Street in Lima, Peru

Ica Street (Jirón Ica) is a major street in the Damero de Pizarro, located in the historic centre of Lima, Peru. The street starts at its intersection with the Jirón de la Unión and continues until it reaches the Jirón Sancho Rivera.

==History==
The road that today constitutes the street was laid by Francisco Pizarro when he founded the city of Lima on January 18, 1535. In 1862, when a new urban nomenclature was adopted, the road was named jirón Ica, after the department of Ica. Prior to this renaming, each block (cuadra) had a unique name:
- Block 1: Plateros de San Agustín, after the large number of silverware shops there.
- Block 2: San Agustín/Comedia Vieja, after the church of the same name and a Corral de comedias that existed in front of it, respectively.
- Block 3: Concha, after the family of the same name. The Teatro Municipal de Lima is located here.
- Block 4: La Riva, after Vicente de la Riva y San Cristóbal, who lived there. The Casa Fernandini is located here.
- Block 5: San Sebastián, after the church of the same name.
- Block 6: Orejuelas, after the family of the same name.
- Block 7: Chávez (de San Sebastián), for reasons unknown.
- Block 8: Medalla, for reasons unknown.
- Block 9: Molino (de Monserrate), after a windmill near the convent of Monserrate street.

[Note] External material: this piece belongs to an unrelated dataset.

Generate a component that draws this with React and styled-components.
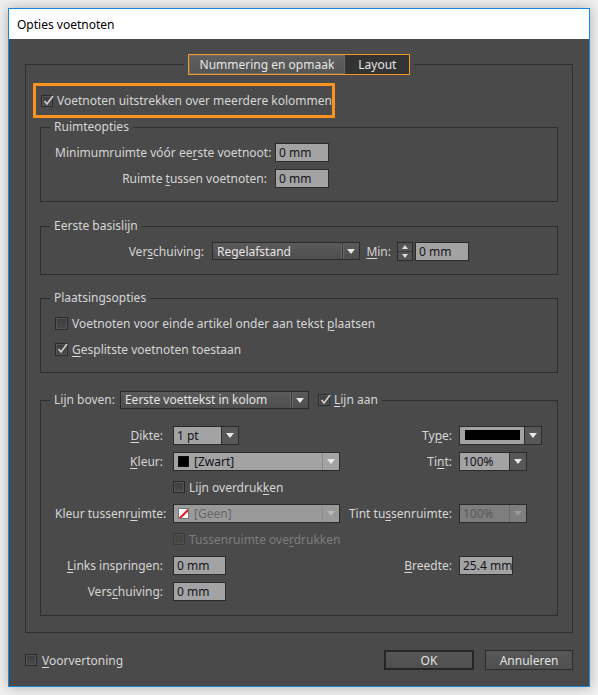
import React from "react";
import styled, { createGlobalStyle, css } from "styled-components";

const GlobalStyle = createGlobalStyle`
  html, body {
    margin: 0;
    padding: 0;
    background: #f0f0f0;
  }
  body {
    font-family: "Noto Sans", "Open Sans", sans-serif;
    font-size: 12px;
  }
  * { box-sizing: border-box; }
`;

const Page = styled.div`
  height: 695px;
  padding: 8px 0 0 8px;
`;

const Window = styled.div`
  width: 582px;
  height: 679px;
  border: 1px solid #1a86d9;
  box-shadow: 0 0 12px rgba(0, 0, 0, 0.28);
  display: flex;
  flex-direction: column;
`;

const TitleBar = styled.div`
  height: 30px;
  background: #ffffff;
  color: #000;
  display: flex;
  align-items: center;
  padding-left: 8px;
  font-size: 12px;
`;

const Body = styled.div`
  flex: 1;
  background: #4a4a4a;
  color: #d6d6d6;
  padding: 15px 16px 16px;
  display: flex;
  flex-direction: column;
`;

const Frame = styled.fieldset`
  margin: 0;
  min-width: 0;
  border: 1px solid #2e2e2e;
  padding: 0 14px 16px;
`;

const TabLegend = styled.legend`
  margin: 0 auto;
  padding: 0 4px;
`;

const TabBar = styled.div`
  display: flex;
  border: 1px solid #f39a1e;
  height: 21px;
`;

const Tab = styled.div`
  height: 19px;
  line-height: 18px;
  padding: 0 ${p => (p.$wide ? 10 : 12)}px;
  color: #e6e6e6;
  font-size: 12px;
  ${p =>
    p.$light
      ? css`
          background: linear-gradient(#5f5f5f, #555);
          border: 1px solid #6a6a6a;
        `
      : css`
          background: #333;
          border: 1px solid #333;
        `}
`;

const Highlight = styled.div`
  width: 302px;
  height: 35px;
  margin: 8px 0 0 -7px;
  border: 3px solid #f7931e;
  display: flex;
  align-items: center;
  padding-left: 5px;
`;

const Group = styled.fieldset`
  margin: ${p => p.$top}px 0 0;
  min-width: 0;
  border: 1px solid #2e2e2e;
  padding: ${p => p.$pt || 4}px 15px ${p => p.$pb || 10}px 14px;
`;

const Legend = styled.legend`
  margin-left: -5px;
  padding: 0 4px;
  line-height: 16px;
  color: #d6d6d6;
  display: flex;
  align-items: center;
`;

const LegendGap = styled.span`
  display: inline-block;
  width: ${p => p.$w}px;
`;

const Row = styled.div`
  height: 26px;
  display: flex;
  align-items: center;
`;

const FormGrid = styled.div`
  display: grid;
  grid-template-columns: ${p => p.$cols};
  grid-auto-rows: 26px;
  align-items: center;
`;

const Label = styled.label`
  text-align: right;
  white-space: nowrap;
  padding-right: ${p => p.$pr ?? 8}px;
  color: ${p => (p.$disabled ? "#8b8b8b" : "#d6d6d6")};
  ${p => p.$w && css`width: ${p.$w}px;`}
`;

const U = styled.u`
  text-decoration-thickness: 1px;
  text-underline-offset: 2px;
`;

const Input = styled.div`
  width: ${p => p.$w}px;
  height: 19px;
  background: #a3a3a3;
  border: 1px solid #2b2b2b;
  color: #141420;
  padding-left: 3px;
  line-height: 17px;
  white-space: nowrap;
`;

const SelectBox = styled.div`
  width: ${p => p.$w}px;
  height: ${p => p.$h || 19}px;
  display: flex;
  border: 1px solid #2b2b2b;
  ${p =>
    p.$variant === "dark" &&
    css`
      background: linear-gradient(#5a5a5a, #4e4e4e);
      color: #e4e4e4;
    `}
  ${p =>
    (p.$variant === "light" || p.$variant === "full") &&
    css`
      background: #a3a3a3;
      color: #141420;
    `}
  ${p =>
    p.$variant === "disabled" &&
    css`
      background: #9a9a9a;
      color: #666;
    `}
  ${p =>
    p.$variant === "dim" &&
    css`
      background: #7e7e7e;
      color: #5a5a5a;
    `}
`;

const SelectValue = styled.div`
  flex: 1;
  min-width: 0;
  display: flex;
  align-items: center;
  gap: 5px;
  padding-left: ${p => p.$pl ?? 3}px;
  white-space: nowrap;
  overflow: hidden;
`;

const Arrow = styled.div`
  width: 17px;
  display: flex;
  align-items: center;
  justify-content: center;
  ${p =>
    p.$variant === "dark" &&
    css`
      border-left: 1px solid #3a3a3a;
      box-shadow: inset 1px 0 0 #666, -2px 0 0 -1px #666;
    `}
  ${p =>
    p.$variant === "light" &&
    css`
      background: #575757;
      border-left: 1px solid #2b2b2b;
    `}
  ${p =>
    p.$variant === "full" &&
    css`
      border-left: 1px solid #8a8a8a;
    `}
  ${p =>
    p.$variant === "disabled" &&
    css`
      border-left: 1px solid #8c8c8c;
    `}
  ${p =>
    p.$variant === "dim" &&
    css`
      border-left: 1px solid #6c6c6c;
    `}

  &::after {
    content: "";
    border-left: 4px solid transparent;
    border-right: 4px solid transparent;
    border-top: 5px solid
      ${p =>
        p.$variant === "disabled"
          ? "#b8b8b8"
          : p.$variant === "dim"
          ? "#9a9a9a"
          : "#e8e8e8"};
  }
`;

const Swatch = styled.span`
  width: 11px;
  height: 11px;
  flex: none;
  background: ${p => (p.$none ? "#fff" : "#000")};
  border: 1px solid ${p => (p.$none ? "#777" : "#111")};
  position: relative;
  overflow: hidden;
`;

const LineSample = styled.span`
  flex: 1;
  height: 10px;
  margin-right: 4px;
  background: #000;
`;

const Spinner = styled.div`
  width: 16px;
  height: 19px;
  border: 1px solid #2b2b2b;
  background: #545454;
  display: flex;
  flex-direction: column;
  margin-right: 2px;
`;

const SpinHalf = styled.div`
  flex: 1;
  display: flex;
  align-items: center;
  justify-content: center;
  & + & {
    border-top: 1px solid #3a3a3a;
  }
  &::after {
    content: "";
    border-left: 3.5px solid transparent;
    border-right: 3.5px solid transparent;
    ${p =>
      p.$up
        ? css`border-bottom: 4px solid #dcdcdc;`
        : css`border-top: 4px solid #dcdcdc;`}
  }
`;

const CheckWrap = styled.label`
  display: inline-flex;
  align-items: center;
  gap: ${p => p.$gap ?? 4}px;
  white-space: nowrap;
  color: ${p => (p.$disabled ? "#7c7c7c" : "#d6d6d6")};
`;

const Box = styled.span`
  position: relative;
  width: ${p => p.$size || 12}px;
  height: ${p => p.$size || 12}px;
  flex: none;
  border: 1px solid #2a2a2a;
  background: linear-gradient(#3d3d3d, #4a4a4a);
  box-shadow: inset 0 0 0 1px #555;
  opacity: ${p => (p.$disabled ? 0.45 : 1)};

  svg {
    position: absolute;
    left: 0;
    top: -2px;
  }
`;

const Footer = styled.div`
  margin-top: 17px;
  height: 20px;
  display: flex;
  align-items: center;
  padding-left: 0;
`;

const Spacer = styled.div`
  flex: 1;
`;

const Button = styled.button`
  font: inherit;
  width: ${p => p.$w}px;
  height: 20px;
  padding: 0;
  color: #e2e2e2;
  background: linear-gradient(#575757, #4f4f4f);
  border: ${p => (p.$default ? "2px solid #262626" : "1px solid #2c2c2c")};
  & + & {
    margin-left: 11px;
  }
`;

const Check = ({ checked, disabled, size, gap, children }) => (
  <CheckWrap $disabled={disabled} $gap={gap}>
    <Box $disabled={disabled} $size={size}>
      {checked && (
        <svg width="13" height="13" viewBox="0 0 13 13">
          <path
            d="M2.5 7 L5 10 L11 2"
            fill="none"
            stroke="#d2d2d2"
            strokeWidth="1.6"
          />
        </svg>
      )}
    </Box>
    {children && <span>{children}</span>}
  </CheckWrap>
);

const Select = ({ w, h, variant, children, pl }) => (
  <SelectBox $w={w} $h={h} $variant={variant}>
    <SelectValue $pl={pl}>{children}</SelectValue>
    <Arrow $variant={variant} />
  </SelectBox>
);

const NoneSwatch = () => (
  <Swatch $none>
    <svg width="11" height="11" viewBox="0 0 11 11" style={{ display: "block" }}>
      <line x1="-1" y1="11" x2="10" y2="0" stroke="#e8141e" strokeWidth="2" />
    </svg>
  </Swatch>
);

const App = () => (
  <Page>
    <GlobalStyle />
    <Window>
      <TitleBar>Opties voetnoten</TitleBar>
      <Body>
        <Frame>
          <TabLegend>
            <TabBar>
              <Tab $light $wide>Nummering en opmaak</Tab>
              <Tab>Layout</Tab>
            </TabBar>
          </TabLegend>

          <Highlight>
            <Check checked>Voetnoten uitstrekken over meerdere kolommen</Check>
          </Highlight>

          <Group $top={1}>
            <Legend>Ruimteopties</Legend>
            <FormGrid $cols="220px 54px">
              <Label>
                Minimumruimte vóór ee<U>r</U>ste voetnoot:
              </Label>
              <Input $w={54}>0 mm</Input>
              <Label>
                Ruimte <U>t</U>ussen voetnoten:
              </Label>
              <Input $w={54}>0 mm</Input>
            </FormGrid>
          </Group>

          <Group $top={16}>
            <Legend>Eerste basislijn</Legend>
            <Row>
              <Label $w={157}>
                Ver<U>s</U>chuiving:
              </Label>
              <Select w={148} h={18} variant="dark" pl={4}>
                Regelafstand
              </Select>
              <Label $w={37} $pr={6}>
                <U>M</U>in:
              </Label>
              <Spinner>
                <SpinHalf $up />
                <SpinHalf />
              </Spinner>
              <Input $w={54}>0 mm</Input>
            </Row>
          </Group>

          <Group $top={15}>
            <Legend>Plaatsingsopties</Legend>
            <Row>
              <Check size={13}>
                Voetnoten voor einde artikel onder aan tekst <U>p</U>laatsen
              </Check>
            </Row>
            <Row>
              <Check checked size={13}>
                <U>G</U>esplitste voetnoten toestaan
              </Check>
            </Row>
          </Group>

          <Group $top={18} $pt={13} $pb={11}>
            <Legend>
              <span>
                Li<U>j</U>n boven:
              </span>
              <LegendGap $w={5} />
              <Select w={189} h={18} variant="dark" pl={4}>
                Eerste voettekst in kolom
              </Select>
              <LegendGap $w={9} />
              <Check checked>
                <U>L</U>ijn aan
              </Check>
            </Legend>
            <FormGrid $cols="118px 167px 1fr 83px">
              <Label $pr={10}>
                <U>D</U>ikte:
              </Label>
              <Select w={66} variant="light">
                1 pt
              </Select>
              <Label $pr={7}>
                Ty<U>p</U>e:
              </Label>
              <Select w={83} variant="light" pl={5}>
                <LineSample />
              </Select>

              <Label $pr={10}>
                <U>K</U>leur:
              </Label>
              <Select w={167} variant="full" pl={4}>
                <Swatch />
                [Zwart]
              </Select>
              <Label $pr={7}>
                Ti<U>n</U>t:
              </Label>
              <Select w={68} variant="light">
                100%
              </Select>

              <span />
              <Check>
                Lijn overdruk<U>k</U>en
              </Check>
              <span />
              <span />

              <Label $pr={10}>
                Kleur tussenr<U>u</U>imte:
              </Label>
              <Select w={167} variant="disabled" pl={4}>
                <NoneSwatch />
                [Geen]
              </Select>
              <Label $pr={7}>
                Tint tu<U>s</U>senruimte:
              </Label>
              <Select w={68} variant="dim">
                100%
              </Select>

              <span />
              <Check disabled>
                Tussenruimte ove<U>r</U>drukken
              </Check>
              <span />
              <span />

              <Label $pr={10}>
                <U>L</U>inks inspringen:
              </Label>
              <Input $w={53}>0 mm</Input>
              <Label $pr={7}>
                <U>B</U>reedte:
              </Label>
              <Input $w={54}>25.4 mm</Input>

              <Label $pr={10}>
                Vers<U>c</U>huiving:
              </Label>
              <Input $w={53}>0 mm</Input>
              <span />
              <span />
            </FormGrid>
          </Group>
        </Frame>

        <Footer>
          <Check gap={5}>
            <U>V</U>oorvertoning
          </Check>
          <Spacer />
          <Button $w={90} $default>
            OK
          </Button>
          <Button $w={88}>Annuleren</Button>
        </Footer>
      </Body>
    </Window>
  </Page>
);

export default App;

The former Broggi brothers' confectionery was located on the street. Originally owned by the Charity of Lima, it belonged to the Swiss-Italian Broggi brothers, of which Pedro had initially founded it in 1858, but it was only in the 1870s that it became the meeting place for a number of artists, intellectuals and other important people from the city. The Sociedad de Beneficencia Helvetia (today the Club Suizo) and the Rotary Club de Limas first meetings took place in the building. Regulars at the place included painter Felipe Sassone, writer Enrique A. Carrillo and painter Luis Astete y Concha. Painter Pancho Fierro had a workshop inside the building, where journalist Ismael Portal met him in 1879.

Also located in the street is the Edificio Zevallos, the work of Augusto Benavides Diez Canseco after being commissioned by the property's owner Elena Zevallos Dávila in 1926. It had originally been the property of the Monastery of the Holy Trinity since colonial times.

The Casona Pancho Fierro, named after the painter, is located on the second block of the street. In 2018, a fire broke out and destroyed 80% of the property. Villa Chicken, the restaurant chain that operated in the building, was able to fund its reconstruction.